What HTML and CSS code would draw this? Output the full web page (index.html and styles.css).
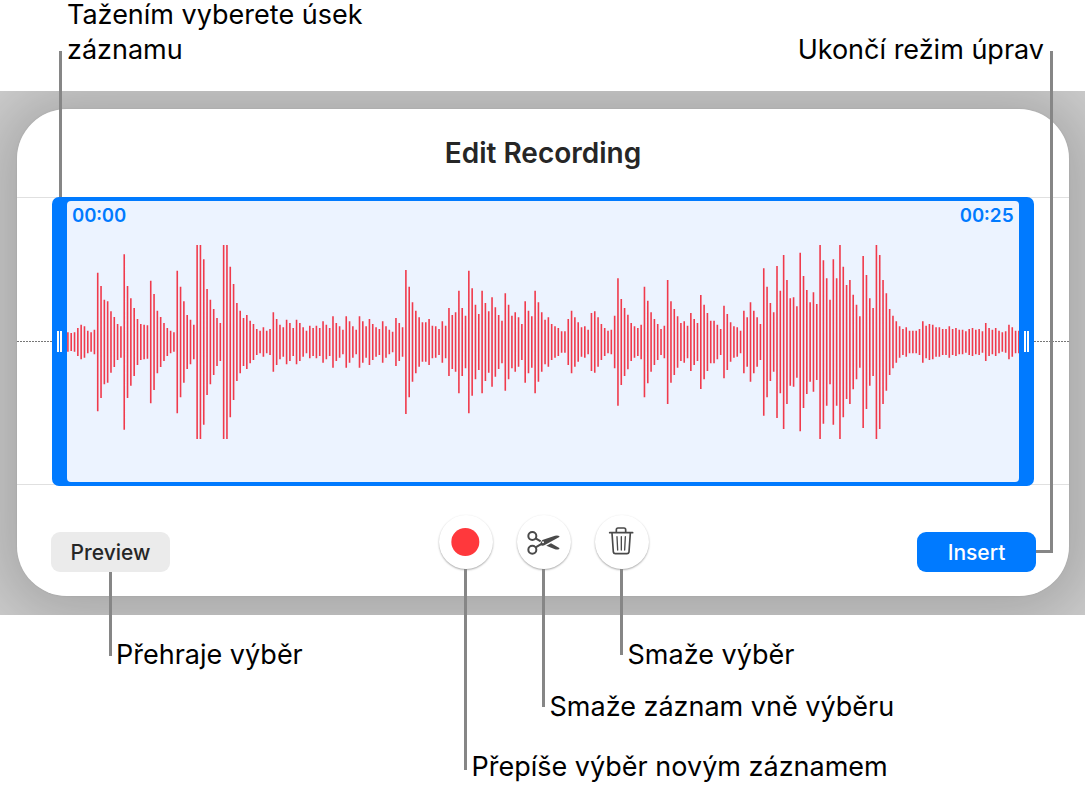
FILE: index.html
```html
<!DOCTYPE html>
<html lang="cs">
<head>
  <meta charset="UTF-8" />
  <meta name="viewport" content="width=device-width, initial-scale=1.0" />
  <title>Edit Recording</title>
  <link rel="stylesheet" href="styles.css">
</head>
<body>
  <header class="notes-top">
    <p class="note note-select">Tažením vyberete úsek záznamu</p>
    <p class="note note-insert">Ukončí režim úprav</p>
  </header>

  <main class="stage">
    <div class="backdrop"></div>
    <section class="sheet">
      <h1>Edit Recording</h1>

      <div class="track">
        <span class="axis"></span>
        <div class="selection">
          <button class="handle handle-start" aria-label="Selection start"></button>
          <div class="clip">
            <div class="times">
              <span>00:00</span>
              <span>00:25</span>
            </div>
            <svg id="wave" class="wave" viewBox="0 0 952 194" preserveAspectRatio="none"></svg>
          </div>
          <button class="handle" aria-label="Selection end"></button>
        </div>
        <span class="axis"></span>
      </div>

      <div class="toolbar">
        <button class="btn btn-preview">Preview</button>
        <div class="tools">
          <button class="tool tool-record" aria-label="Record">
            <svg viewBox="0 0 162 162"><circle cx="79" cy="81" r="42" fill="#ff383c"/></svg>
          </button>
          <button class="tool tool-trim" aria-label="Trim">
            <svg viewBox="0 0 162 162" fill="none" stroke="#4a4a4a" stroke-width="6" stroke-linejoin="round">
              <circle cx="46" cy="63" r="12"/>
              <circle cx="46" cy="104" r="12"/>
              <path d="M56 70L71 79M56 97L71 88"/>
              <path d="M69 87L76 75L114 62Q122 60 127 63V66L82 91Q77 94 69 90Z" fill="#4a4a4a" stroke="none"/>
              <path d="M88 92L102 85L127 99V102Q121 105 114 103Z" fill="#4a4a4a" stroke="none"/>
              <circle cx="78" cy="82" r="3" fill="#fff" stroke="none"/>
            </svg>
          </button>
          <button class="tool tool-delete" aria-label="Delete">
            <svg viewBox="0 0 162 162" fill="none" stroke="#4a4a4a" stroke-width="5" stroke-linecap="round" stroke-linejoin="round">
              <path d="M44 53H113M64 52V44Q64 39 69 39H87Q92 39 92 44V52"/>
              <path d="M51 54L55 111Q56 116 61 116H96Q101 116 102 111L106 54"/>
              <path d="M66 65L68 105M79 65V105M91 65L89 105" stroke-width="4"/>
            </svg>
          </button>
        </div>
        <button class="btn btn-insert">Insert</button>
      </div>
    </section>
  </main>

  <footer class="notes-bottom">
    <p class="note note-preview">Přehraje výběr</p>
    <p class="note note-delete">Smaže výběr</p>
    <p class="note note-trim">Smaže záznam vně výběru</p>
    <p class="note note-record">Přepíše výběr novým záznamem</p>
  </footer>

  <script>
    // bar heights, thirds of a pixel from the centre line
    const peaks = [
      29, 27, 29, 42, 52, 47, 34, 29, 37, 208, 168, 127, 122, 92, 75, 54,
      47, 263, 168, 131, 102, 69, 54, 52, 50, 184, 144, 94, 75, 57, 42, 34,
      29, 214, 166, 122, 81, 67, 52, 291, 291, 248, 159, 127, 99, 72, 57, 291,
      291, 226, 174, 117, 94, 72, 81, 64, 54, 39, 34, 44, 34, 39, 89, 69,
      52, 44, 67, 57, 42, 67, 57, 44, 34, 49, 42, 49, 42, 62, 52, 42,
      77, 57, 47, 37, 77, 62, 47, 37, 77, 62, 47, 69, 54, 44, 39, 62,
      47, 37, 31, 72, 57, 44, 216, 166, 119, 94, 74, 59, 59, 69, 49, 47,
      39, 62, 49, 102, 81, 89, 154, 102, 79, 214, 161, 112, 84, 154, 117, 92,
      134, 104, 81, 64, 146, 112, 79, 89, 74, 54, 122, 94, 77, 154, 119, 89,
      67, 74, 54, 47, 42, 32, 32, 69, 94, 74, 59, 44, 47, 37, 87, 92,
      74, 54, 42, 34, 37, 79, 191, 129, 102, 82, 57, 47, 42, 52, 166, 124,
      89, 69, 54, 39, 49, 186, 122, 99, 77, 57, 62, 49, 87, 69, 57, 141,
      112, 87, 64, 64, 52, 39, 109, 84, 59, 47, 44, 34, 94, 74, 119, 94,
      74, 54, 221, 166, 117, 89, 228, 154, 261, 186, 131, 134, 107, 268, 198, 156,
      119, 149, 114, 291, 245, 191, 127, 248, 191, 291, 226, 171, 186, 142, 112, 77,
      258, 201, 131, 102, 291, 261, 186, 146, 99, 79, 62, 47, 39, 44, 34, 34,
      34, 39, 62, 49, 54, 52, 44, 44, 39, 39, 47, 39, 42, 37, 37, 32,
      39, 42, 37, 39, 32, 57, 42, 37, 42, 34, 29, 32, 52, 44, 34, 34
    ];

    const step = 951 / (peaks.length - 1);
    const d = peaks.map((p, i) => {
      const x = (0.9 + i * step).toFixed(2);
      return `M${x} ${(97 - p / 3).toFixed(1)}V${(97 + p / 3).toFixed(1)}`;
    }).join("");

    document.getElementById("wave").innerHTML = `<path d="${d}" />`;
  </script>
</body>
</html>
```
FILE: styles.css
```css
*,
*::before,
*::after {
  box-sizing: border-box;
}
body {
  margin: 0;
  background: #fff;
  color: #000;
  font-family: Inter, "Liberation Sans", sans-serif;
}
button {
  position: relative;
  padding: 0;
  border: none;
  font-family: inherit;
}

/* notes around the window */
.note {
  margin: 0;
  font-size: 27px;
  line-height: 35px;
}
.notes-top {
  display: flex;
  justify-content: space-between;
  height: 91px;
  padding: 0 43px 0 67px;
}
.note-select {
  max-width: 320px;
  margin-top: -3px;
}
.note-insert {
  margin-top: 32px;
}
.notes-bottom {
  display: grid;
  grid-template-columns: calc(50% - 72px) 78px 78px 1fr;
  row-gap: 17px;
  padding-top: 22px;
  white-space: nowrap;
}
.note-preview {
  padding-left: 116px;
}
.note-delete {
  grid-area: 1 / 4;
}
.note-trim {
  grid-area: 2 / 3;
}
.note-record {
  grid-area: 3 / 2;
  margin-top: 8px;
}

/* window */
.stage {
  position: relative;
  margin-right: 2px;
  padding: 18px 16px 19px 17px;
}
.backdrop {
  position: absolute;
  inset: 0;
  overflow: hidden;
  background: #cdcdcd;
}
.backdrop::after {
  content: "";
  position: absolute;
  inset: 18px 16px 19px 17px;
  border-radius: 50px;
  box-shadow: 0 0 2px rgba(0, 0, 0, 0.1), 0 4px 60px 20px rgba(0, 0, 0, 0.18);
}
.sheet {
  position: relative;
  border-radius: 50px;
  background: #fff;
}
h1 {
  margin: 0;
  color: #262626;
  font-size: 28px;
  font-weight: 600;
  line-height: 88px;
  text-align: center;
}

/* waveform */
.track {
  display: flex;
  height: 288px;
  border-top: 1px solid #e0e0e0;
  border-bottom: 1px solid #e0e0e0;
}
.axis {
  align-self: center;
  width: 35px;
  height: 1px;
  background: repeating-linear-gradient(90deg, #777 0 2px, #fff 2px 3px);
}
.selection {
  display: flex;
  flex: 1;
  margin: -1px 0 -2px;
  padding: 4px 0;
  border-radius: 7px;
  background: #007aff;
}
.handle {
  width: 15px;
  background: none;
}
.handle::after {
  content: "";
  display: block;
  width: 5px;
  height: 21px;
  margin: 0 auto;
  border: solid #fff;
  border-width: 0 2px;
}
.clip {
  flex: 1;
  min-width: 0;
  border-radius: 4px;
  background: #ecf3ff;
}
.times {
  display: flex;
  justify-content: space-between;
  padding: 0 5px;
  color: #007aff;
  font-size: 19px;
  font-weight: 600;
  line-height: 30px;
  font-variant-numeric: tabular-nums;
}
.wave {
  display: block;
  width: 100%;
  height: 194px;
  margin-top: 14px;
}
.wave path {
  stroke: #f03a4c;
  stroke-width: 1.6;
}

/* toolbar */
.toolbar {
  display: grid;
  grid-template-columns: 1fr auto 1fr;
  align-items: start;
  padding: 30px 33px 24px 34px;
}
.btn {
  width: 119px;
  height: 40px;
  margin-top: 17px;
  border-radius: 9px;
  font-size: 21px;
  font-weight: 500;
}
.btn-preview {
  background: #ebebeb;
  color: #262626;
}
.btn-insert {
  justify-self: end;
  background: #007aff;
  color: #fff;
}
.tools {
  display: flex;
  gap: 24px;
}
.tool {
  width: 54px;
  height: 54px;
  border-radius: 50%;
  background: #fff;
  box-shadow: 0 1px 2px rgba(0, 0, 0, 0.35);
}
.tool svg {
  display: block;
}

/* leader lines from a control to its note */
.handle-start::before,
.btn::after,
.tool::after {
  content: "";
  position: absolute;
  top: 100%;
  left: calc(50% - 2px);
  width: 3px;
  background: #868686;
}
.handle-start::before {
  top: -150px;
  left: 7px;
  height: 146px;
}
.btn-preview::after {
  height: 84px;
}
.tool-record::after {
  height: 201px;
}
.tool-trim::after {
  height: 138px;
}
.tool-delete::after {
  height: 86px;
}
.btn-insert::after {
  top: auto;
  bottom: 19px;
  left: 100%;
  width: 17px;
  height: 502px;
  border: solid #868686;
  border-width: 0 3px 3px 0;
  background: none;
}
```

____

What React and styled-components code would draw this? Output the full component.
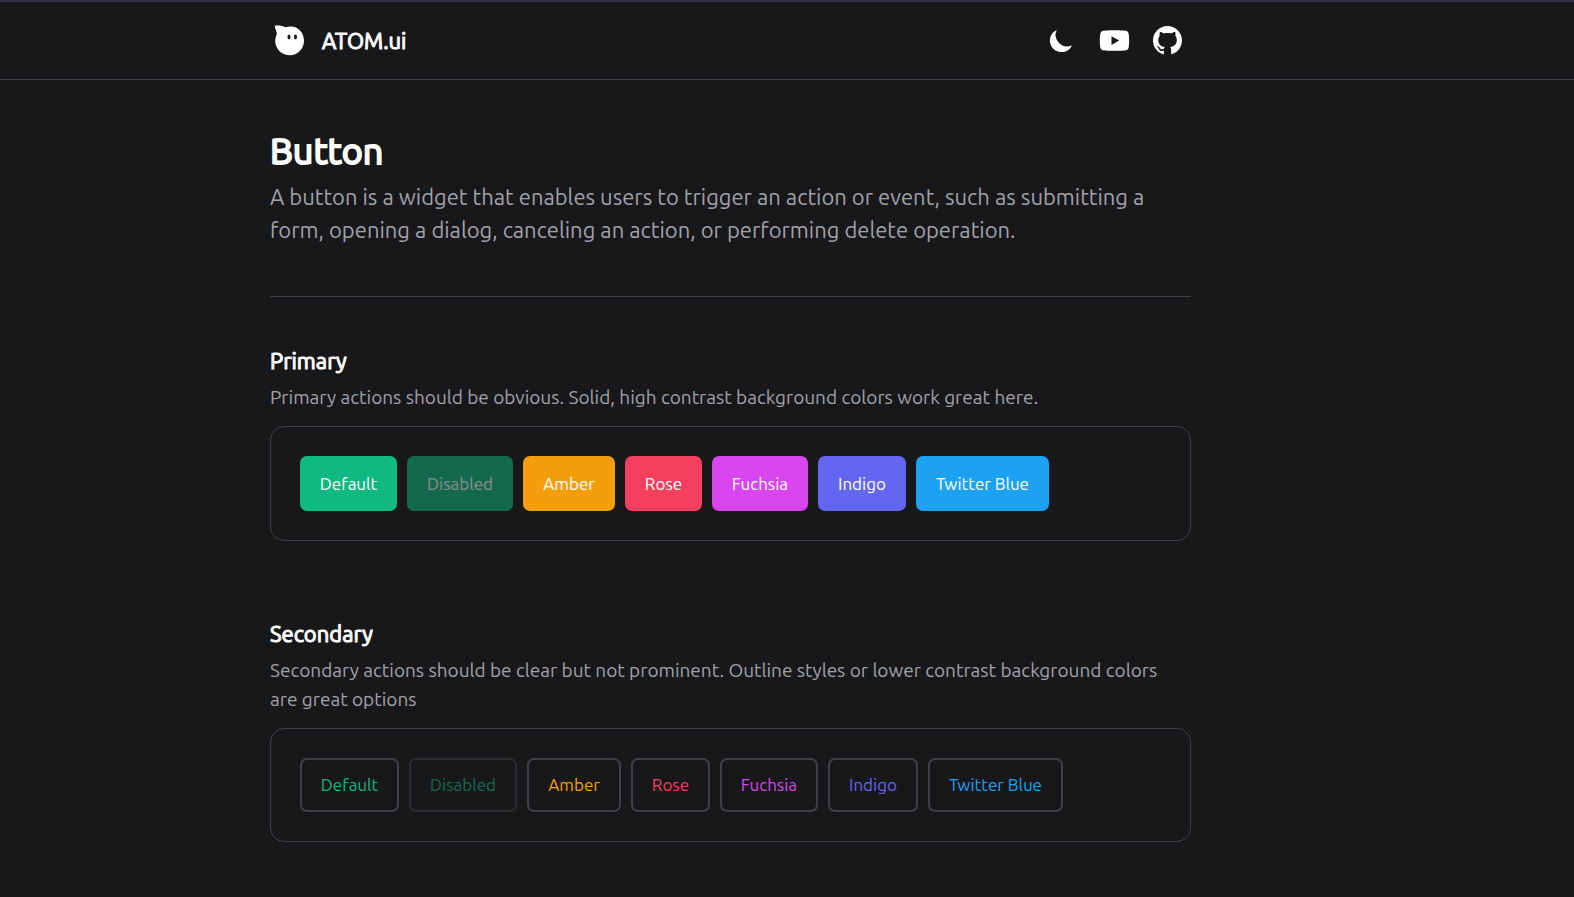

____

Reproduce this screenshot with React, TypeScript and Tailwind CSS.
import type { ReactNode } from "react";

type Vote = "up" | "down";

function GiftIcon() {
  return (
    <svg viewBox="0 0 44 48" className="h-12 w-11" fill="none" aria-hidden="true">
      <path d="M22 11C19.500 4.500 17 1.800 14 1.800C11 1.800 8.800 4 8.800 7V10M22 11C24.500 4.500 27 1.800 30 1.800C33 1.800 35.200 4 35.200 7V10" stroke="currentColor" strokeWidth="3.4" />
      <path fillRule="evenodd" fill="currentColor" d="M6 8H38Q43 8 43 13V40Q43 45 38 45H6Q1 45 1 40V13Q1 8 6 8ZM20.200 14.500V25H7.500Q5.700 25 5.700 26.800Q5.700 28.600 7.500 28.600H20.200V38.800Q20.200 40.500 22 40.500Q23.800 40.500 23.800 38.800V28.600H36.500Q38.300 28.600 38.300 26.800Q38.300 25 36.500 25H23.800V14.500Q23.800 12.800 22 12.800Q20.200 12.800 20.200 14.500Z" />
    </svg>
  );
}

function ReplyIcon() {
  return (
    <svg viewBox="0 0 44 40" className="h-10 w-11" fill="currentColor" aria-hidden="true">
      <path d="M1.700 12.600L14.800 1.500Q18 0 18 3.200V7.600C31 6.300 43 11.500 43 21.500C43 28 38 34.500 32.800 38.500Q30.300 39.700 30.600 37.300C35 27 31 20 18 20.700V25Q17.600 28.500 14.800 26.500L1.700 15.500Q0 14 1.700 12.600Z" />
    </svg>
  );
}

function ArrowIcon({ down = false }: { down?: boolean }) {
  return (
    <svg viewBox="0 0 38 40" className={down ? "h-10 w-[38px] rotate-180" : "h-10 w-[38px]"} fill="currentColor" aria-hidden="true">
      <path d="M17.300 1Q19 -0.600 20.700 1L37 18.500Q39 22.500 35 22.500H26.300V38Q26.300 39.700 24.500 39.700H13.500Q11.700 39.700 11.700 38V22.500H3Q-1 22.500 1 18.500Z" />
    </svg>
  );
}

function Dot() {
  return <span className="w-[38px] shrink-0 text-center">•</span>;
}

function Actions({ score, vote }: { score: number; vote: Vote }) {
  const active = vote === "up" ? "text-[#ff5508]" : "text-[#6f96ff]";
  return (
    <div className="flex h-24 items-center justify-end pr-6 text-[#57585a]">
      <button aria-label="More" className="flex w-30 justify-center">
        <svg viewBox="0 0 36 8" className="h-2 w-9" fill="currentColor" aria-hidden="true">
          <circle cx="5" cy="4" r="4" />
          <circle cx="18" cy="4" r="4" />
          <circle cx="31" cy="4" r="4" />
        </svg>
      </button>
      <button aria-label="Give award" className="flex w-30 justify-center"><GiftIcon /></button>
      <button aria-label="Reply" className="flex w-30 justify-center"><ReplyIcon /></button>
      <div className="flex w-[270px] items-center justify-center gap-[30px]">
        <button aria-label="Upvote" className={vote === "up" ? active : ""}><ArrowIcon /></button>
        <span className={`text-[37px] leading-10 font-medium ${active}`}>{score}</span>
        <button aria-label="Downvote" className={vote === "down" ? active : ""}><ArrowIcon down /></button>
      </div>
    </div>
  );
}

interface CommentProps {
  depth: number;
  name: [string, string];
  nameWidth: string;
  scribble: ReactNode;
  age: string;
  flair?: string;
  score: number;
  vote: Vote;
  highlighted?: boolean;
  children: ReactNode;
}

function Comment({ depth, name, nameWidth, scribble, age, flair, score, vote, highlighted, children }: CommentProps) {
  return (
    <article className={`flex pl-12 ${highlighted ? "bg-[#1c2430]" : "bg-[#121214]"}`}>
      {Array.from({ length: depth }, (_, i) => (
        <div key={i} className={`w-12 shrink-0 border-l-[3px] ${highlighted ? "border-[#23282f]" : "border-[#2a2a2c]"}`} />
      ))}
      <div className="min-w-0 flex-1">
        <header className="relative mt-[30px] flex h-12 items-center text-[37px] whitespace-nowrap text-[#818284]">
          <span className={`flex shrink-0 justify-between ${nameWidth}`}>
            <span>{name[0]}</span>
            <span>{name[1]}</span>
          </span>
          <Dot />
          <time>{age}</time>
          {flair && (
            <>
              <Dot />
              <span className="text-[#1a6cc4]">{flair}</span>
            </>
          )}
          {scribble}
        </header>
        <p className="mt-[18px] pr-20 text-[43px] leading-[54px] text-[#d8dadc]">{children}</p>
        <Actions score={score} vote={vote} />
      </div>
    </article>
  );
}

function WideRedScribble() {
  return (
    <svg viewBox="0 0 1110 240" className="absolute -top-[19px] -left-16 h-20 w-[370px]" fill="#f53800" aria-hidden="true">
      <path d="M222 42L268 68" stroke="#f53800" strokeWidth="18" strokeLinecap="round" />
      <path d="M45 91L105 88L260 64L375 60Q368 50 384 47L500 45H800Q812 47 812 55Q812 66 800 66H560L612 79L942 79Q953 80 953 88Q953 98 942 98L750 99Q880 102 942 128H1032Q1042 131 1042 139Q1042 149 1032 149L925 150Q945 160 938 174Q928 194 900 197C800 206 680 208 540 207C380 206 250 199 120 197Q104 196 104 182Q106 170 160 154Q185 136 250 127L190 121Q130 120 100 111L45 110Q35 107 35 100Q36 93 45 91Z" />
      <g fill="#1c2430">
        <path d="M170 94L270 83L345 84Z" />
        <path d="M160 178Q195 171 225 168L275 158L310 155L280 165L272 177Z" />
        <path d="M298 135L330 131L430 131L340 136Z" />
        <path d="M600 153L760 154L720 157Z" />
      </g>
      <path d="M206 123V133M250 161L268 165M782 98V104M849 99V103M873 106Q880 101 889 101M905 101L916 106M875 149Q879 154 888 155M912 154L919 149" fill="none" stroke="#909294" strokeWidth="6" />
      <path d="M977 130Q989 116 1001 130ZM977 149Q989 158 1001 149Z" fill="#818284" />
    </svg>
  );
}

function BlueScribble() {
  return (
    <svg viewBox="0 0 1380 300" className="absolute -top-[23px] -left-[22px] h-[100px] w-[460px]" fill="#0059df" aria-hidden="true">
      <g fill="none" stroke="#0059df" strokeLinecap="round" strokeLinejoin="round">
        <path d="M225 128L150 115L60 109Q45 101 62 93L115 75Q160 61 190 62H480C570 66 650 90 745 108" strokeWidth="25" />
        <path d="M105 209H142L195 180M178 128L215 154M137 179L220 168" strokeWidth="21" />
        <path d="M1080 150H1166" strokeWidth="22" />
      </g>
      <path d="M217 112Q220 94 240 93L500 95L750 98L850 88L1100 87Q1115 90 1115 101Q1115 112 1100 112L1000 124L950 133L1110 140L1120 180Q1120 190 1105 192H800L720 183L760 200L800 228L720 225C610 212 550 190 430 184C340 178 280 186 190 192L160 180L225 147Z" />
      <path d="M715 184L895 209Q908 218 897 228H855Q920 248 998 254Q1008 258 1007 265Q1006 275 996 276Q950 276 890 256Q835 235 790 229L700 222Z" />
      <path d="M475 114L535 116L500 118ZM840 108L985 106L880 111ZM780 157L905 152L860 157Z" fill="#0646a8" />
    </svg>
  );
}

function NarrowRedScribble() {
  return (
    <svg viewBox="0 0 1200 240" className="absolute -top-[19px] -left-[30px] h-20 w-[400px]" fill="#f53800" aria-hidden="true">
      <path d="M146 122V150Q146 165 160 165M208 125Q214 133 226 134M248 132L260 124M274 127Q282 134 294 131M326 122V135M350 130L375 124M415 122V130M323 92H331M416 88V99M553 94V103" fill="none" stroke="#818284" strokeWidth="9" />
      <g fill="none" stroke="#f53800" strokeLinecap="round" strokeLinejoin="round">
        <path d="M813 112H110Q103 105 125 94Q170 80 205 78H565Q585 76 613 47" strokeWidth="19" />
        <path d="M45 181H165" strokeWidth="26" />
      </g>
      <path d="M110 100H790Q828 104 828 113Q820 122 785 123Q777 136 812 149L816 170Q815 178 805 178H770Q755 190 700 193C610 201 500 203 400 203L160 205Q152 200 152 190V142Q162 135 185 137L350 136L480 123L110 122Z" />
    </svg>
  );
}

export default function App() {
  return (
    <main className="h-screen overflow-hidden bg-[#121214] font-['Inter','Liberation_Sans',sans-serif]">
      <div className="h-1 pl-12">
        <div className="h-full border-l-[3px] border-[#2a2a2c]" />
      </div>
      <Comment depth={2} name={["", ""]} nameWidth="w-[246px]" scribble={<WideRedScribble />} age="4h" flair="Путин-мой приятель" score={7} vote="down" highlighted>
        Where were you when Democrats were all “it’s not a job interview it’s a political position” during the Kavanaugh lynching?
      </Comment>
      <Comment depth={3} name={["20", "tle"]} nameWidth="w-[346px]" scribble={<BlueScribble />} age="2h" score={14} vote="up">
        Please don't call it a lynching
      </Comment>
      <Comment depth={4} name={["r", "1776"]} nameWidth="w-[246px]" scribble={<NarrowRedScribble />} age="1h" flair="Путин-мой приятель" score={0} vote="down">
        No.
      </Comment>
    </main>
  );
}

____

From the data above, copy each line where the string "Output" appears.

What HTML and CSS code would draw this? Output the full web page (index.html and styles.css).
What React and styled-components code would draw this? Output the full component.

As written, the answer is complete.